(Challenge): Exactly the lines from the one containing "Write a component" through the one containing "string; shortcut?: 'first'" are to be returned, please, without any pictures.

(Input records):
──────────────────────────────

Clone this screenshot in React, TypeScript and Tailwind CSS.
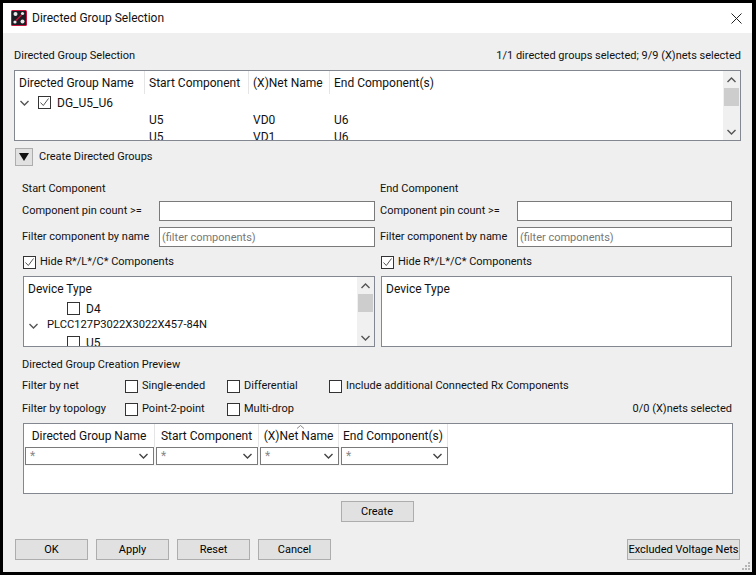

──────────────────────────────

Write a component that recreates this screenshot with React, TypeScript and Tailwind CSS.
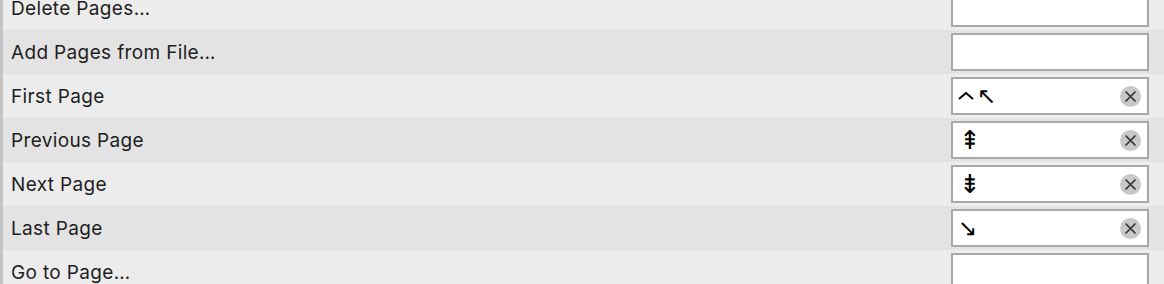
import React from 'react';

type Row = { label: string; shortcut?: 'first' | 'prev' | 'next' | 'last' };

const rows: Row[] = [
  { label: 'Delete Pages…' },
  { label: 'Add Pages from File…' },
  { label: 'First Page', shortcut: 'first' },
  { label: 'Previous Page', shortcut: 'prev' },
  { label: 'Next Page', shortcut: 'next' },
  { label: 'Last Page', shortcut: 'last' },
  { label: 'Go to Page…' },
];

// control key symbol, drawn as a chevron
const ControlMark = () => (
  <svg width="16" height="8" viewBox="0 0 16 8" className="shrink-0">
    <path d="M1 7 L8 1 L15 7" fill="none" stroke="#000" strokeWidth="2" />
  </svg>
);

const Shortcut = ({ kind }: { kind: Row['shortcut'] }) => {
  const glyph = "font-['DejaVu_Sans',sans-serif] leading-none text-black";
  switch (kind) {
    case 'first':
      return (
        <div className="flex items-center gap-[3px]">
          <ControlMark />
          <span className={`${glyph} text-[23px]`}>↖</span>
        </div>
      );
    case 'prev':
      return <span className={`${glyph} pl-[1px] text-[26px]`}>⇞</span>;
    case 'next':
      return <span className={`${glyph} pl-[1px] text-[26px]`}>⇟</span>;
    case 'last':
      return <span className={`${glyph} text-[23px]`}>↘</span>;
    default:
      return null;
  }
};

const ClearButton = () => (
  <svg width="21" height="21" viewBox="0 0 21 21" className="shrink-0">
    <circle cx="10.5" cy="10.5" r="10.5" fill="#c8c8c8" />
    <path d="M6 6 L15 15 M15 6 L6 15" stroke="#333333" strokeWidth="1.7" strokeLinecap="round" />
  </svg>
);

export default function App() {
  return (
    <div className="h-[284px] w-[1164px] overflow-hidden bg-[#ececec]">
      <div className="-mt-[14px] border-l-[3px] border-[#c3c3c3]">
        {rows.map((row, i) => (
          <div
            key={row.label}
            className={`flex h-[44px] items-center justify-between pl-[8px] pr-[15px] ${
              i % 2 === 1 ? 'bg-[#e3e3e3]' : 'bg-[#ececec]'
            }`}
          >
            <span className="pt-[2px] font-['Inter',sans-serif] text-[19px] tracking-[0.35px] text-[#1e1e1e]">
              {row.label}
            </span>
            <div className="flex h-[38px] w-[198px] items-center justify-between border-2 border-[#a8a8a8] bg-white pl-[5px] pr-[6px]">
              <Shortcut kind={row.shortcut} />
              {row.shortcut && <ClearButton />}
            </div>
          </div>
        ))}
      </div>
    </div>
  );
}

──────────────────────────────

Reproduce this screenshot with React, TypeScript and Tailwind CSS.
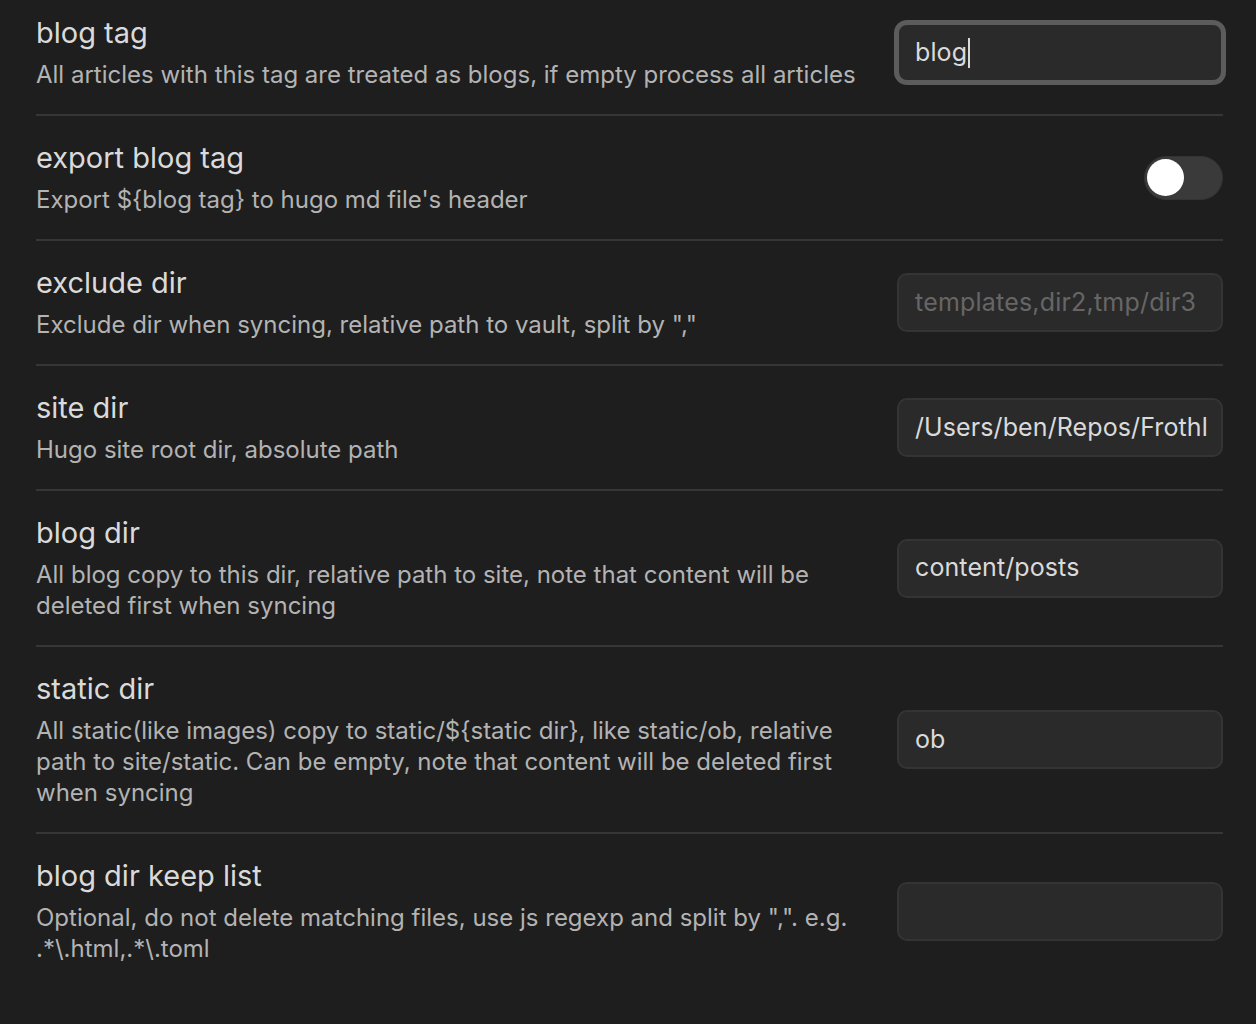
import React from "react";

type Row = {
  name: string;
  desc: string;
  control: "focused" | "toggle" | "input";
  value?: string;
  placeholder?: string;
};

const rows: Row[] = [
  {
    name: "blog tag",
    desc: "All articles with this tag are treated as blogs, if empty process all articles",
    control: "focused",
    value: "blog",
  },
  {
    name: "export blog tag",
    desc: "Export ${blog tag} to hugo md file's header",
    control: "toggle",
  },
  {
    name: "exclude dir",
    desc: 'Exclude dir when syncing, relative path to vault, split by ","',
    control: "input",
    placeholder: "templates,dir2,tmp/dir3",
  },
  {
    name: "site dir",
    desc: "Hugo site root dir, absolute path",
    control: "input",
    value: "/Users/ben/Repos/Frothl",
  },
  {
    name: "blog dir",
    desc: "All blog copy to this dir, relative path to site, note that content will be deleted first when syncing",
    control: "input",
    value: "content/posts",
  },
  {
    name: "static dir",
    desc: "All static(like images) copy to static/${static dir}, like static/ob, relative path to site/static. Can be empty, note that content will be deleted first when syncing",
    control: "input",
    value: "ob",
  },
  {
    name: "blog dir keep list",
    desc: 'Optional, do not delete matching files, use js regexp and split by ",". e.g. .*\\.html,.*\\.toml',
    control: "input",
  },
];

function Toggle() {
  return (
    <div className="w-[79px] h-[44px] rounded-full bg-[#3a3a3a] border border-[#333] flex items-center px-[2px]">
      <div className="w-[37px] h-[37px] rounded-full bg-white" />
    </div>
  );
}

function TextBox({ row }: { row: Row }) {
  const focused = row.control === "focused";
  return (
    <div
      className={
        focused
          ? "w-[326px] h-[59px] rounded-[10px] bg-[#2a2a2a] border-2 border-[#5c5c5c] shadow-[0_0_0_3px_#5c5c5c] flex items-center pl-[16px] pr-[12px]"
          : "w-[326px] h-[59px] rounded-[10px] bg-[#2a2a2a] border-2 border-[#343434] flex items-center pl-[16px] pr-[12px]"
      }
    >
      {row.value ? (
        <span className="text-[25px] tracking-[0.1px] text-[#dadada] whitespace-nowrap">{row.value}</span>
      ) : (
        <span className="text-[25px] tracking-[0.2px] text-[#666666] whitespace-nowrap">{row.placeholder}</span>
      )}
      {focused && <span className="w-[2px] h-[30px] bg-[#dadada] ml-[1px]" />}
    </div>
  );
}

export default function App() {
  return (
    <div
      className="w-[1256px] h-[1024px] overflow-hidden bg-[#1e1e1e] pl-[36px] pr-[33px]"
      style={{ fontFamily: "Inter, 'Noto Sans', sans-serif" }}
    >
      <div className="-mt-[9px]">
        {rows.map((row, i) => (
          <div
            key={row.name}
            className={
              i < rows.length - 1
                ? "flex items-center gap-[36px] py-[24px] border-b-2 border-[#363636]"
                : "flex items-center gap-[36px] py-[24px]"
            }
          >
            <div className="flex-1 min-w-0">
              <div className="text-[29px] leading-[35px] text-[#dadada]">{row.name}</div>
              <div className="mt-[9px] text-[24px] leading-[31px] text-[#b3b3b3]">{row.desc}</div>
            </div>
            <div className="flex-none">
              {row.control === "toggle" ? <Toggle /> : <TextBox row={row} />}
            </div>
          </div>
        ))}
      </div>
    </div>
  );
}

──────────────────────────────

(Answer in full):
Write a component that recreates this screenshot with React, TypeScript and Tailwind CSS.
import React from 'react';

type Row = { label: string; shortcut?: 'first' | 'prev' | 'next' | 'last' };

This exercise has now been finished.